### Short task
Show all lines of the listing that hold the word "this".

### The input
* * * *

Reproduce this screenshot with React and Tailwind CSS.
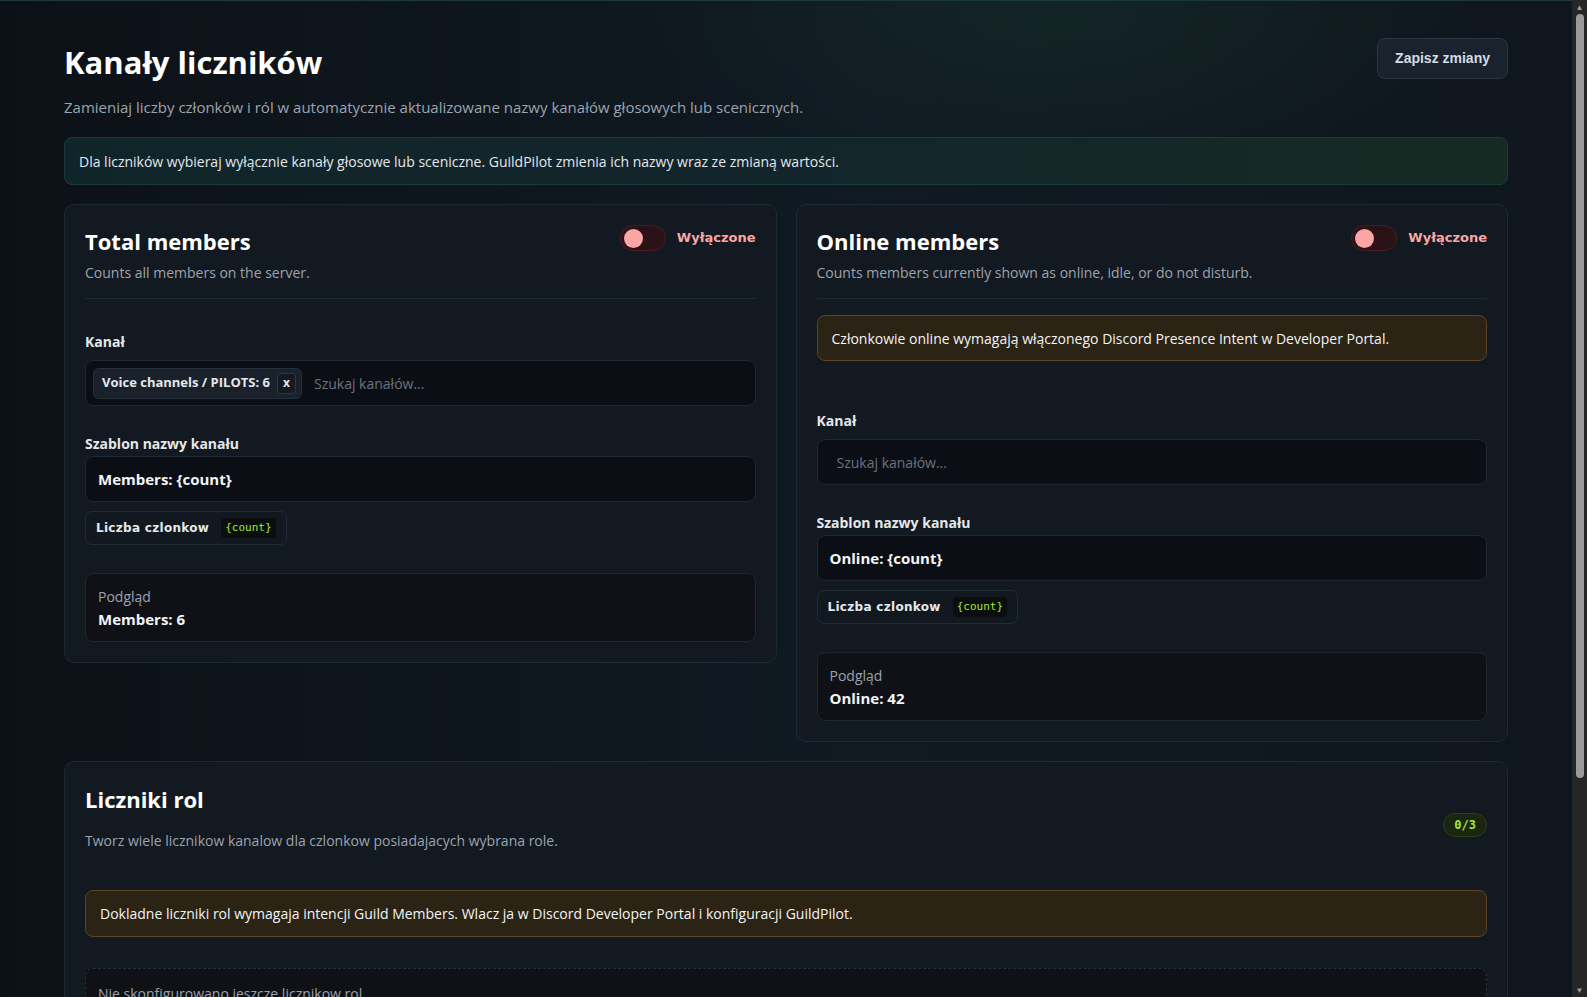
import React from "react";

const body = { fontFamily: '"Open Sans", "Noto Sans", sans-serif' };

function Toggle() {
  return (
    <div className="flex items-center gap-[11px] shrink-0">
      <div className="w-[46px] h-[26px] rounded-full bg-[#2a1216] border border-[#4a1c22] flex items-center px-[3px]">
        <div className="w-[19px] h-[19px] rounded-full bg-[#fca5a5]" />
      </div>
      <span className="font-bold text-[13px] text-[#fca5a5]" style={{ fontFamily: '"DejaVu Sans", sans-serif' }}>
        Wyłączone
      </span>
    </div>
  );
}

function CountChip() {
  return (
    <div className="inline-flex items-center gap-[12px] h-[34px] px-[10px] rounded-[7px] border border-[#222c36] bg-[#111820] self-start">
      <span className="text-[12px] font-bold text-[#e5e7eb] tracking-[0.3px]" style={{ fontFamily: '"DejaVu Sans", sans-serif' }}>
        Liczba czlonkow
      </span>
      <span className="text-[11px] px-[4px] py-[2px] rounded bg-[#0a0e0f] text-[#a3e635]" style={{ fontFamily: '"DejaVu Sans Mono", monospace' }}>
        {"{count}"}
      </span>
    </div>
  );
}

function Preview({ text }) {
  return (
    <div className="mt-[28px] rounded-[8px] border border-[#1f2730] bg-[#0f1117] px-[12px] pt-[12px] pb-[11px]">
      <div className="text-[14px] leading-[22px] text-[#9ca3af]">Podgląd</div>
      <div className="text-[15px] leading-[22px] font-bold text-[#f3f4f6]">{text}</div>
    </div>
  );
}

function CardHeader({ title, sub }) {
  return (
    <div className="border-b border-[#1f2a33] pb-[15px]">
      <div className="flex items-start justify-between">
        <h2 className="text-[22px] leading-[28px] font-bold text-white mt-[2px]">{title}</h2>
        <Toggle />
      </div>
      <p className="text-[14px] leading-[20px] text-[#9ca3af] mt-[8px]">{sub}</p>
    </div>
  );
}

function Label({ children, className = "" }) {
  return <div className={"text-[14px] leading-[20px] font-bold text-[#e5e7eb] " + className}>{children}</div>;
}

function TemplateInput({ value }) {
  return (
    <div className="h-[46px] rounded-[8px] border border-[#1f2730] bg-[#0b0f15] flex items-center px-[12px] text-[15px] font-bold text-[#f3f4f6]">
      {value}
    </div>
  );
}

function Scrollbar() {
  return (
    <div className="w-[15px] shrink-0 bg-[#262626] flex flex-col items-center">
      <div className="h-[14px] w-full flex items-center justify-center text-[8px] leading-none text-[#9b9b9b]">▲</div>
      <div className="w-[8px] h-[764px] rounded-full bg-[#9b9b9b]" />
      <div className="flex-1" />
      <div className="h-[14px] w-full flex items-center justify-center text-[8px] leading-none text-[#9b9b9b]">▼</div>
    </div>
  );
}

export default function App() {
  return (
    <div className="h-screen flex overflow-hidden bg-[#0d1218]" style={body}>
      <div className="flex-1 min-w-0 overflow-hidden">
        <div className="min-h-[1280px] bg-[radial-gradient(ellipse_600px_260px_at_68%_0%,rgba(45,140,90,0.10),transparent_70%),linear-gradient(90deg,#0c1117_0%,#101a22_55%,#0f161d_100%)] border-t border-[#1b3a3a] px-16 pt-[37px] pb-[230px]">
          <div className="flex items-start justify-between">
            <div>
              <h1 className="text-[31px] leading-[40px] font-bold text-white mt-[4px]">Kanały liczników</h1>
              <p className="text-[15px] leading-[22px] text-[#9ca3af] mt-[14px]">
                Zamieniaj liczby członków i ról w automatycznie aktualizowane nazwy kanałów głosowych lub scenicznych.
              </p>
            </div>
            <button
              className="h-[41px] px-[17px] rounded-[8px] border border-[#2a3642] bg-[#1a232d] text-[14px] font-bold text-[#d6dbe3]"
              style={{ fontFamily: '"Liberation Sans", Arial, sans-serif' }}
            >
              Zapisz zmiany
            </button>
          </div>

          <div className="mt-[19px] h-[48px] rounded-[8px] border border-[#1d3b3c] bg-[linear-gradient(90deg,#10252a,#13262a_60%,#172a22)] flex items-center px-[14px] text-[14px] text-[#e5e7eb]">
            Dla liczników wybieraj wyłącznie kanały głosowe lub sceniczne. GuildPilot zmienia ich nazwy wraz ze zmianą wartości.
          </div>

          <div className="mt-[19px] grid grid-cols-2 gap-[19px] items-start">
            {/* Left card */}
            <div className="rounded-[10px] border border-[#1b2a33] bg-[#121920] p-5">
              <CardHeader title="Total members" sub="Counts all members on the server." />
              <Label className="mt-[33px]">Kanał</Label>
              <div className="mt-[8px] h-[46px] rounded-[8px] border border-[#1f2730] bg-[#0b0f15] flex items-center px-[7px] gap-[12px]">
                <div className="h-[31px] flex items-center gap-[7px] pl-[8px] pr-[5px] rounded-[6px] border border-[#26303a] bg-[#1a212a]">
                  <span className="text-[13px] font-bold text-[#e5e7eb]">Voice channels / PILOTS: 6</span>
                  <span className="w-[19px] h-[21px] rounded-[3px] border border-[#2d3640] bg-[#141a21] flex items-center justify-center text-[12px] font-bold text-[#e5e7eb]">
                    x
                  </span>
                </div>
                <span className="text-[14px] text-[#6b7280]">Szukaj kanałów...</span>
              </div>
              <Label className="mt-[28px]">Szablon nazwy kanału</Label>
              <div className="mt-[2px] flex flex-col gap-[9px]">
                <TemplateInput value="Members: {count}" />
                <CountChip />
              </div>
              <Preview text="Members: 6" />
            </div>

            {/* Right card */}
            <div className="rounded-[10px] border border-[#1b2a33] bg-[#121920] p-5">
              <CardHeader title="Online members" sub="Counts members currently shown as online, idle, or do not disturb." />
              <div className="mt-[16px] h-[46px] rounded-[8px] border border-[#5a4520] bg-[#2b2314] flex items-center px-[14px] text-[14px] text-[#f3f4f6]">
                Członkowie online wymagają włączonego Discord Presence Intent w Developer Portal.
              </div>
              <Label className="mt-[50px]">Kanał</Label>
              <div className="mt-[8px] h-[46px] rounded-[8px] border border-[#1f2730] bg-[#0b0f15] flex items-center px-[19px]">
                <span className="text-[14px] text-[#6b7280]">Szukaj kanałów...</span>
              </div>
              <Label className="mt-[28px]">Szablon nazwy kanału</Label>
              <div className="mt-[2px] flex flex-col gap-[9px]">
                <TemplateInput value="Online: {count}" />
                <CountChip />
              </div>
              <Preview text="Online: 42" />
            </div>
          </div>

          <div className="mt-[19px] rounded-[10px] border border-[#1b2a33] bg-[#121920] p-5">
            <div className="flex items-start justify-between">
              <div>
                <h2 className="text-[22px] leading-[28px] font-bold text-white mt-[3px]">Liczniki rol</h2>
                <p className="text-[14px] leading-[20px] text-[#9ca3af] mt-[18px]">
                  Tworz wiele licznikow kanalow dla czlonkow posiadajacych wybrana role.
                </p>
              </div>
              <span
                className="mt-[31px] h-[24px] px-[10px] rounded-full border border-[#2d3d17] bg-[#1a2512] flex items-center text-[12px] font-bold text-[#a3e635]"
                style={{ fontFamily: '"DejaVu Sans Mono", monospace' }}
              >
                0/3
              </span>
            </div>
            <div className="mt-[39px] h-[47px] rounded-[8px] border border-[#5a4520] bg-[#2b2314] flex items-center px-[14px] text-[14px] text-[#f3f4f6]">
              Dokladne liczniki rol wymagaja intencji Guild Members. Wlacz ja w Discord Developer Portal i konfiguracji GuildPilot.
            </div>
            <div className="mt-[31px] rounded-[8px] border border-dashed border-[#26303a] bg-[#0f1117] px-[12px] py-[14px] text-[14px] text-[#9ca3af]">
              Nie skonfigurowano jeszcze licznikow rol.
            </div>
          </div>
        </div>
      </div>
      <Scrollbar />
    </div>
  );
}
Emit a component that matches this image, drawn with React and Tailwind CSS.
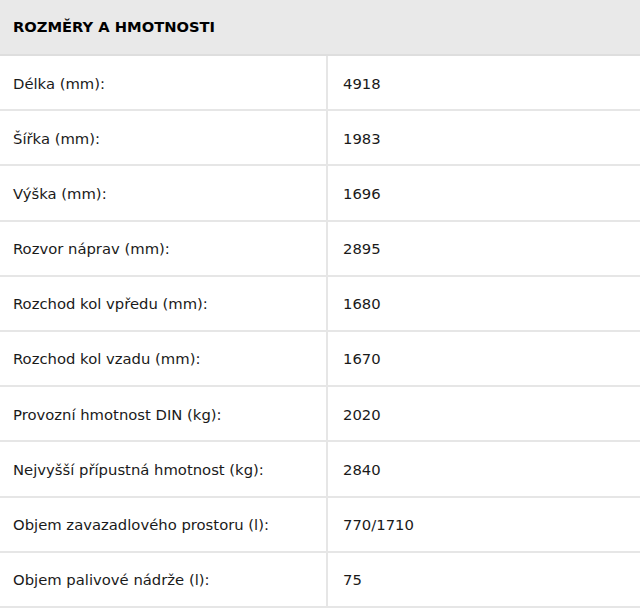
export default function App() {
  const rows = [
    ["Délka (mm):", "4918"],
    ["Šířka (mm):", "1983"],
    ["Výška (mm):", "1696"],
    ["Rozvor náprav (mm):", "2895"],
    ["Rozchod kol vpředu (mm):", "1680"],
    ["Rozchod kol vzadu (mm):", "1670"],
    ["Provozní hmotnost DIN (kg):", "2020"],
    ["Nejvyšší přípustná hmotnost (kg):", "2840"],
    ["Objem zavazadlového prostoru (l):", "770/1710"],
    ["Objem palivové nádrže (l):", "75"],
  ];
  return (
    <div className="w-[640px] h-[610px] bg-white text-[#1a1a1a] font-['DejaVu_Sans',sans-serif]">
      <div className="h-[56px] bg-[#e9e9e9] border-b-2 border-[#dedede] flex items-center pl-[13px] text-[14.7px] font-bold text-black">
        ROZMĚRY A HMOTNOSTI
      </div>
      {rows.map(([k, v]) => (
        <div key={k} className="h-[55.2px] flex border-b-2 border-[#e6e6e6] text-[14.8px]">
          <div className="w-[328px] border-r-2 border-[#e6e6e6] flex items-center pl-[13px] pt-[2px]">{k}</div>
          <div className="flex-1 flex items-center pl-[15px] pt-[2px]">{v}</div>
        </div>
      ))}
    </div>
  );
}
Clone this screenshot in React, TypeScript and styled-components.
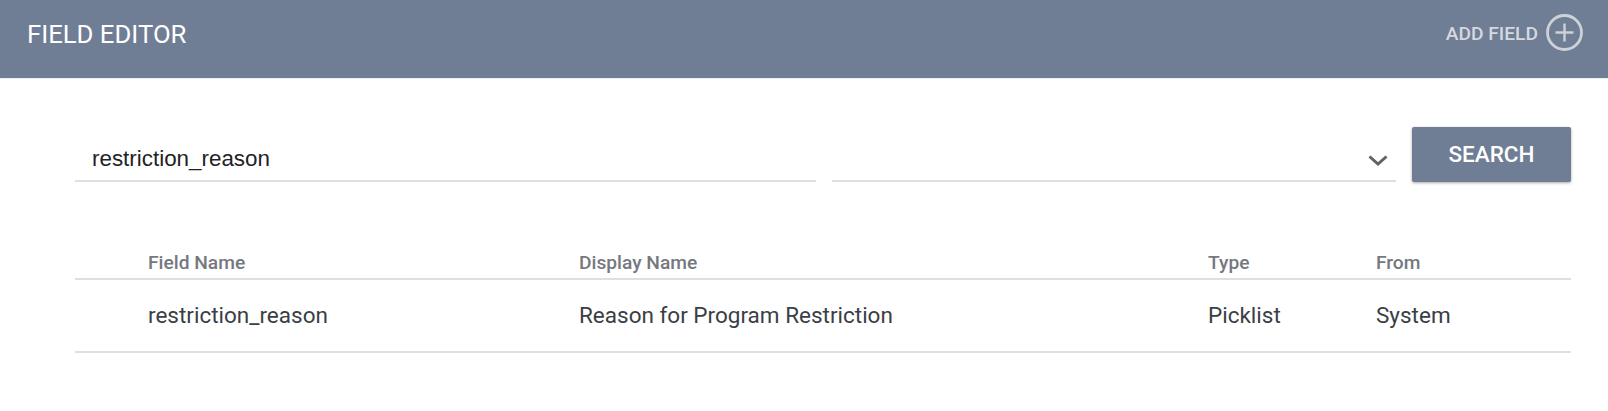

* * * *

### Problem solution
Reproduce this screenshot with React and Tailwind CSS.
Emit a component that matches this image, drawn with React and Tailwind CSS.
Clone this screenshot in React, TypeScript and styled-components.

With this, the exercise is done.